**DATA EXCERPT**
____________________

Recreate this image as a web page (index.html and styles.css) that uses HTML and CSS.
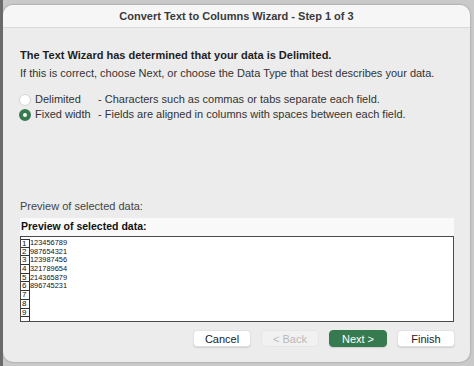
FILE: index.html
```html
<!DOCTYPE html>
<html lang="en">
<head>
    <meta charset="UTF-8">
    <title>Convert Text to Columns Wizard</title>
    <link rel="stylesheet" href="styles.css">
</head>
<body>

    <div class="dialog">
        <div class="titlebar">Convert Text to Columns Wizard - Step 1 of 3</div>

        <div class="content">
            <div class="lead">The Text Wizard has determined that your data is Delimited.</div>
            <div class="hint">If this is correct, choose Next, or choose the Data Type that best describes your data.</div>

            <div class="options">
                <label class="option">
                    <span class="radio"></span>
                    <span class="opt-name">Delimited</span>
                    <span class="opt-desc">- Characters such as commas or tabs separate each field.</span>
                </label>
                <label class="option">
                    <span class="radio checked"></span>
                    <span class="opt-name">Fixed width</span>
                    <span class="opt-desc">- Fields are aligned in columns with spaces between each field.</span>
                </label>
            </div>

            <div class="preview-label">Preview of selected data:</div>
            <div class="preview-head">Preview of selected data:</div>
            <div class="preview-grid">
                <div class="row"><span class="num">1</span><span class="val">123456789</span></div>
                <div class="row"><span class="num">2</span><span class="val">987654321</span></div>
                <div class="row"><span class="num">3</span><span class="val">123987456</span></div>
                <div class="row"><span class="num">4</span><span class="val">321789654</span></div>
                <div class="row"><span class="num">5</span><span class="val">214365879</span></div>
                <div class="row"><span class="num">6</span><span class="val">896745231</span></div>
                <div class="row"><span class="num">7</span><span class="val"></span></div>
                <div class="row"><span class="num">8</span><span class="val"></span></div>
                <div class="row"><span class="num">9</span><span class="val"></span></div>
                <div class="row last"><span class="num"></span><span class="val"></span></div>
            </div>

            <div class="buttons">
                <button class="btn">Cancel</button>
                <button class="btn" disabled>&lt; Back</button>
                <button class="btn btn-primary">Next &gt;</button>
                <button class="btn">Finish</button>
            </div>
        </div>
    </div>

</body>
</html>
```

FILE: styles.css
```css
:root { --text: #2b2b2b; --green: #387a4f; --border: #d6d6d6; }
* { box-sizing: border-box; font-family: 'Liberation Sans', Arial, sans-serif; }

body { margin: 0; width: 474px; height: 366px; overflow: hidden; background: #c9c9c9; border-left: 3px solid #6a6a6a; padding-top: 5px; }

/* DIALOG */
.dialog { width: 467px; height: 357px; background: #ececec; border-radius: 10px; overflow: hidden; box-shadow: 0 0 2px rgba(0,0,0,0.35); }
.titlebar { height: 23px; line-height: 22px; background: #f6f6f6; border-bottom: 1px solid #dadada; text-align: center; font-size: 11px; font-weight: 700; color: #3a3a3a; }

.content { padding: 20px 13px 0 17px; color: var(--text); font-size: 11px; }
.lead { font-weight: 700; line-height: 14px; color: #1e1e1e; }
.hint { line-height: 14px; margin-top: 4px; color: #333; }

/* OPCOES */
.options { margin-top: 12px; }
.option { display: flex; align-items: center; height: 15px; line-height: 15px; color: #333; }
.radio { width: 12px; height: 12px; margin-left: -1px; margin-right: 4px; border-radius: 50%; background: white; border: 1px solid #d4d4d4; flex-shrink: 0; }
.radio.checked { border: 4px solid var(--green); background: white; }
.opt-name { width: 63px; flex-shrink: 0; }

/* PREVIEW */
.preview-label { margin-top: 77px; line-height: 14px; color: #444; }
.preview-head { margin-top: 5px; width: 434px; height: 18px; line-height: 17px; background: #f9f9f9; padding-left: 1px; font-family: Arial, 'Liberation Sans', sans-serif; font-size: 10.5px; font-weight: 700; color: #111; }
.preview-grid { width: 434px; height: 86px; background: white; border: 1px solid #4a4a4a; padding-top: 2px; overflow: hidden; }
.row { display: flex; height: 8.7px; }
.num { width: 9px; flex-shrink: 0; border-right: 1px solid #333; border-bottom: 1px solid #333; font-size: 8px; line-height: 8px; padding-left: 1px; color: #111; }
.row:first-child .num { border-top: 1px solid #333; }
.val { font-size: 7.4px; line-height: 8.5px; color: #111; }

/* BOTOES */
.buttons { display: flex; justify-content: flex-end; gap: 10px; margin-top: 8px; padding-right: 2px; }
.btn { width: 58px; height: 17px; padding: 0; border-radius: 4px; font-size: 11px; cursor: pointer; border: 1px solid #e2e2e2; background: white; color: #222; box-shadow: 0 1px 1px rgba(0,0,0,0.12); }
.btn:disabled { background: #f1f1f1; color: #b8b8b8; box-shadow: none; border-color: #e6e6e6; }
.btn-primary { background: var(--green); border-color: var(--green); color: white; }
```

____________________

**WRITTEN PROBLEM**
Scan the material line by line and report each one that contains "this".

**RESPONSE BELOW**
Recreate this image as a web page (index.html and styles.css) that uses HTML and CSS.
            <div class="hint">If this is correct, choose Next, or choose the Data Type that best describes your data.</div>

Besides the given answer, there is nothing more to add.